Why does C++ allow making a reference to a variable that goes out of scope?

Question

Consider the following code

struct Ri {
    int& i;
};

auto do_something() {
    int v{2};
    return Ri{v};
}

Why is this allowed to compile?

It should be possible to infer that the scope of the returned Ri object is that of the caller. Why is it allowed to be created with a reference to a variable with the local scope?

Is there a legitimate use case for this?

Answer 1

Is there a reason why this is allowed to compile?

Because there is nothing in the standard that says it shouldn't.

Surely it is possible to infer that the scope of the returned Ri object is that of the caller. So why is it allowed to be created with a reference to a variable with the local scope?

In this particular case, yes. But in general things may not be so simple.

Here is one example:

int g = 42;

struct Ri { int& i; };

auto do_something()
{
    int& v = g;
    return Ri{v};
}

What should the compiler do in this case? v went out of scope, but g that it referred to is still in scope. So, now the compiler has to keep track of the scope of the assigned value? Multiply number of variables by number of assignments and things may start getting a bit hairy.

Here is another example:

extern int& get_v(); // external library with no source code

struct Ri { int& i; };

auto do_something()
{
    int& v = get_v();
    return Ri{v};
}

In this case the compiler has no way of knowing lifetime of the value returned by get_v(). So, what do we do now?

UPDATE:

You/compiler can't assume that the scope of the value returned by get_v() extends to the translation unit, eg:

extern void init();   // create value returned by get_v()
extern int& get_v();  // return value
extern void deinit(); // delete value returned by get_v()

struct Ri { int& i; };

auto do_something()
{
    init();
    int& v = get_v();
    deinit();
    return Ri{v};
}

Is there a legitimate use case for this?

I don't think so.

Answer 2

It is allowed because there is nothing wrong in your code. If you were to access the reference you would invoke undefined behavior, but you are not doing that. Compilers will try to warn about that.

For example this code:

#include <iostream>

struct Ri {
    int& i;
};

auto do_something() {
    int v{2};
    return Ri{v};
}

int main() {
    auto x = do_something();
    std::cout << x.i;
}

gcc produces following output (-Werror -Wall -O3):

<source>: In function 'int main()':
<source>:14:20: error: 'v' is used uninitialized [-Werror=uninitialized]
   14 |     std::cout << x.i;
      |                    ^
<source>:8:9: note: 'v' was declared here
    8 |     int v{2};
      |         ^
cc1plus: all warnings being treated as errors

However, it will not warn when you remove -O3. It will also not warn when you remove the line that attempts to print the value of x.i.

Answer 3

The reason this is allowed to compile is because the C++ standard says it compiles.

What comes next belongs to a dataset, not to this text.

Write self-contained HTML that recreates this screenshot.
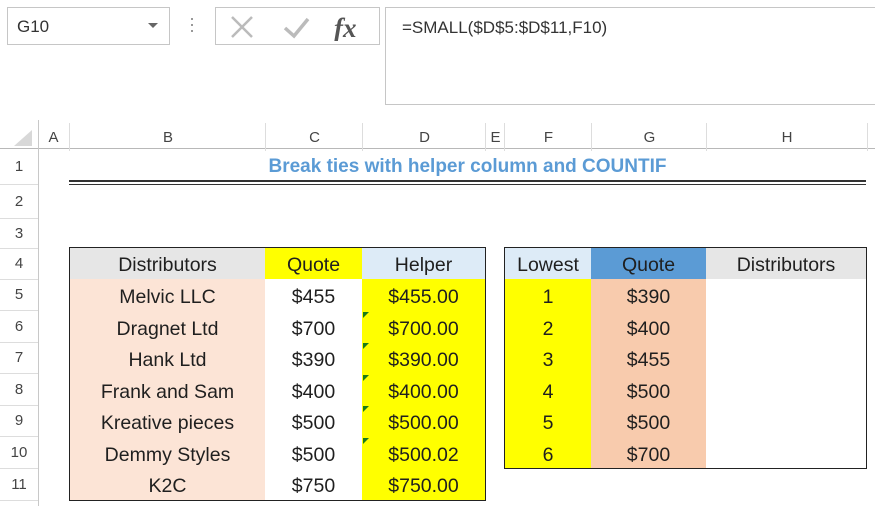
<!DOCTYPE html>
<html><head><style>
body{margin:0;width:875px;height:506px;background:#fff;position:relative;overflow:hidden;font-family:"Liberation Sans",sans-serif;color:#222}
.a{position:absolute;box-sizing:border-box}
.c{position:absolute;box-sizing:border-box;display:flex;align-items:center;justify-content:center;font-size:19.5px;color:#1f1f1f;padding-top:4px}
.h{position:absolute;display:flex;align-items:center;justify-content:center;font-size:15px;color:#444}
.tri{position:absolute;width:0;height:0;border-top:6px solid #1a7a1a;border-right:6px solid transparent}
</style></head><body>
<div class="a" style="left:7px;top:7px;width:163px;height:38px;border:1px solid #c6c6c6"></div>
<div class="a" style="left:17px;top:17px;font-size:17px;color:#333">G10</div>
<div class="a" style="left:148px;top:23px;border-left:5px solid transparent;border-right:5px solid transparent;border-top:5px solid #666"></div>
<div class="a" style="left:191px;top:18px;width:2px;height:2px;background:#999;box-shadow:0 6px #999,0 12px #999"></div>
<div class="a" style="left:215px;top:7px;width:165px;height:38px;border:1px solid #c6c6c6"></div>
<svg class="a" style="left:228px;top:13px" width="130" height="28"><path d="M4 4L24 24M24 4L4 24" stroke="#bbb" stroke-width="2.5"/><path d="M57 15L66 23L80 6" stroke="#bbb" stroke-width="3.5" fill="none"/><text x="106" y="24" font-family="Liberation Serif" font-style="italic" font-weight="bold" font-size="27" fill="#555">fx</text></svg>
<div class="a" style="left:385px;top:7px;width:495px;height:98px;border:1px solid #c6c6c6"></div>
<div class="a" style="left:402px;top:18px;font-size:17px;color:#333">=SMALL($D$5:$D$11,F10)</div>
<div class="a" style="left:0;top:121px;width:875px;height:28px;border-bottom:1px solid #b8b8b8"></div>
<div class="a" style="left:14px;top:130px;border-left:18px solid transparent;border-bottom:16px solid #d8d8d8"></div>
<div class="a" style="left:38px;top:120px;width:1px;height:386px;background:#c8c8c8"></div>
<div class="h" style="left:38px;top:123px;width:31px;height:28px">A</div>
<div class="h" style="left:69px;top:123px;width:196px;height:28px;border-left:1px solid #ddd">B</div>
<div class="h" style="left:265px;top:123px;width:97px;height:28px;border-left:1px solid #ddd">C</div>
<div class="h" style="left:362px;top:123px;width:123px;height:28px;border-left:1px solid #ddd">D</div>
<div class="h" style="left:485px;top:123px;width:19px;height:28px;border-left:1px solid #ddd">E</div>
<div class="h" style="left:504px;top:123px;width:87px;height:28px;border-left:1px solid #ddd">F</div>
<div class="h" style="left:591px;top:123px;width:115px;height:28px;border-left:1px solid #ddd">G</div>
<div class="h" style="left:706px;top:123px;width:160px;height:28px;border-left:1px solid #ddd;border-right:1px solid #ddd">H</div>
<div class="h" style="left:0;top:149px;width:38px;height:35px;border-bottom:1px solid #ddd">1</div>
<div class="h" style="left:0;top:184px;width:38px;height:34px;border-bottom:1px solid #ddd">2</div>
<div class="h" style="left:0;top:218px;width:38px;height:30px;border-bottom:1px solid #ddd">3</div>
<div class="h" style="left:0;top:248px;width:38px;height:31px;border-bottom:1px solid #ddd">4</div>
<div class="h" style="left:0;top:279px;width:38px;height:31px;border-bottom:1px solid #ddd">5</div>
<div class="h" style="left:0;top:310px;width:38px;height:32px;border-bottom:1px solid #ddd">6</div>
<div class="h" style="left:0;top:342px;width:38px;height:31px;border-bottom:1px solid #ddd">7</div>
<div class="h" style="left:0;top:373px;width:38px;height:32px;border-bottom:1px solid #ddd">8</div>
<div class="h" style="left:0;top:405px;width:38px;height:31px;border-bottom:1px solid #ddd">9</div>
<div class="h" style="left:0;top:436px;width:38px;height:32px;border-bottom:1px solid #ddd">10</div>
<div class="h" style="left:0;top:468px;width:38px;height:32px;border-bottom:1px solid #ddd">11</div>
<div class="a" style="left:69px;top:156px;width:797px;text-align:center;font-size:19px;font-weight:bold;color:#5b9bd5">Break ties with helper column and COUNTIF</div>
<div class="a" style="left:69px;top:180px;width:797px;height:5px;border-top:2px solid #333;border-bottom:1px solid #333"></div>
<div class="a" style="left:69px;top:247px;width:417px;height:254px;border:1.5px solid #222"></div>
<div class="c" style="left:70px;top:248px;width:195px;height:31px;background:#e6e6e6">Distributors</div>
<div class="c" style="left:265px;top:248px;width:97px;height:31px;background:#ffff00">Quote</div>
<div class="c" style="left:362px;top:248px;width:123px;height:31px;background:#ddebf7">Helper</div>
<div class="a" style="left:70px;top:279px;width:195px;height:221px;background:#fce4d6"></div>
<div class="a" style="left:362px;top:279px;width:123px;height:221px;background:#ffff00"></div>
<div class="c" style="left:70px;top:279px;width:195px;height:32px">Melvic LLC</div>
<div class="c" style="left:70px;top:311px;width:195px;height:32px">Dragnet Ltd</div>
<div class="c" style="left:70px;top:342px;width:195px;height:32px">Hank Ltd</div>
<div class="c" style="left:70px;top:374px;width:195px;height:32px">Frank and Sam</div>
<div class="c" style="left:70px;top:405px;width:195px;height:32px">Kreative pieces</div>
<div class="c" style="left:70px;top:437px;width:195px;height:32px">Demmy Styles</div>
<div class="c" style="left:70px;top:468px;width:195px;height:32px">K2C</div>
<div class="c" style="left:265px;top:279px;width:97px;height:32px">$455</div>
<div class="c" style="left:265px;top:311px;width:97px;height:32px">$700</div>
<div class="c" style="left:265px;top:342px;width:97px;height:32px">$390</div>
<div class="c" style="left:265px;top:374px;width:97px;height:32px">$400</div>
<div class="c" style="left:265px;top:405px;width:97px;height:32px">$500</div>
<div class="c" style="left:265px;top:437px;width:97px;height:32px">$500</div>
<div class="c" style="left:265px;top:468px;width:97px;height:32px">$750</div>
<div class="c" style="left:362px;top:279px;width:123px;height:32px">$455.00</div>
<div class="c" style="left:362px;top:311px;width:123px;height:32px">$700.00</div>
<div class="c" style="left:362px;top:342px;width:123px;height:32px">$390.00</div>
<div class="c" style="left:362px;top:374px;width:123px;height:32px">$400.00</div>
<div class="c" style="left:362px;top:405px;width:123px;height:32px">$500.00</div>
<div class="c" style="left:362px;top:437px;width:123px;height:32px">$500.02</div>
<div class="c" style="left:362px;top:468px;width:123px;height:32px">$750.00</div>
<div class="tri" style="left:363px;top:312px"></div>
<div class="tri" style="left:363px;top:343px"></div>
<div class="tri" style="left:363px;top:375px"></div>
<div class="tri" style="left:363px;top:406px"></div>
<div class="tri" style="left:363px;top:438px"></div>
<div class="a" style="left:504px;top:247px;width:363px;height:222px;border:1.5px solid #222"></div>
<div class="c" style="left:505px;top:248px;width:86px;height:31px;background:#ddebf7">Lowest</div>
<div class="c" style="left:591px;top:248px;width:115px;height:31px;background:#5b9bd5">Quote</div>
<div class="c" style="left:706px;top:248px;width:160px;height:31px;background:#e6e6e6">Distributors</div>
<div class="a" style="left:505px;top:279px;width:86px;height:189px;background:#ffff00"></div>
<div class="a" style="left:591px;top:279px;width:115px;height:189px;background:#f8cbad"></div>
<div class="c" style="left:505px;top:279px;width:86px;height:32px">1</div>
<div class="c" style="left:505px;top:311px;width:86px;height:32px">2</div>
<div class="c" style="left:505px;top:342px;width:86px;height:32px">3</div>
<div class="c" style="left:505px;top:374px;width:86px;height:32px">4</div>
<div class="c" style="left:505px;top:405px;width:86px;height:32px">5</div>
<div class="c" style="left:505px;top:437px;width:86px;height:32px">6</div>
<div class="c" style="left:591px;top:279px;width:115px;height:32px">$390</div>
<div class="c" style="left:591px;top:311px;width:115px;height:32px">$400</div>
<div class="c" style="left:591px;top:342px;width:115px;height:32px">$455</div>
<div class="c" style="left:591px;top:374px;width:115px;height:32px">$500</div>
<div class="c" style="left:591px;top:405px;width:115px;height:32px">$500</div>
<div class="c" style="left:591px;top:437px;width:115px;height:32px">$700</div>
</body></html>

You are right that this always returns a dangling reference. So does the much simpler:

int& do_something() {
    int v = 2;
    return v;
}

There are some cases where dangling references are explicitly disallowed. One is in a mem-initializer:

struct Ri {
    Ri() : i(2) {}  // Error: Cannot have reference bind to a temporary
    const int& i = 2;
};

The other is with INVOKE<R>:

int f();
std::function<const int&()> g = f;  // Error: Returned reference would bind to a temporary and immediately dangle

These are both for references that become dangling because of temporaries that immediately die.

Noone has put in the effort to make your specific example ill-formed. Someone would have to write a paper and submit it to the C++ standards committee.

But it is likely to be rejected because it would be too much effort to verify and standardise and implementations should already give you warnings about the dangling reference without making it flat out ill-formed.

---

As for a "legitimate" reason: Comparing &do_something().i with a pointer to any previously created int object would have to compare unequal. E.g.:

extern Ri x;
extern int i;
assert(&do_something().i != &x.i);
assert(&do_something().i != &i);
assert(&do_something().i != nullptr);

If your type was something hard to access, this dangling reference can give you something of the correct type that can actually be used (as opposed to std::declval):

struct Rnp {
    std::nullptr_t& np;
};

struct Empty {};

struct Re {
    Empty& e;
};

constexpr Rnp get_np() { std::nullptr_t np; return Rnp{ np }; }
constexpr Re get_e() { Empty e; return Re{ e }; }

static_assert(get_np().np == 0);
static_assert([]{
    Re re = get_e();
    return typeid(re.e) == typeid(Empty);
}());

Or maybe it comes from a code path that isn't actually ran:

template<typename U>
U f(auto&& fn) {
    auto x = fn();
    return U{x};
}

[[noreturn]] int die();

int main() {
    f<Ri>(die);  // It might be much more subtle in an actual codebase
}

These are pretty contrived reasons, but remember the ultimate reason it compiles is because the standard doesn't say it isn't allowed.

In fact, these contrived reasons can also be applied to mem-initializers and INVOKE<R>, but the committee voted that disallowing these constructs is more useful than harmful.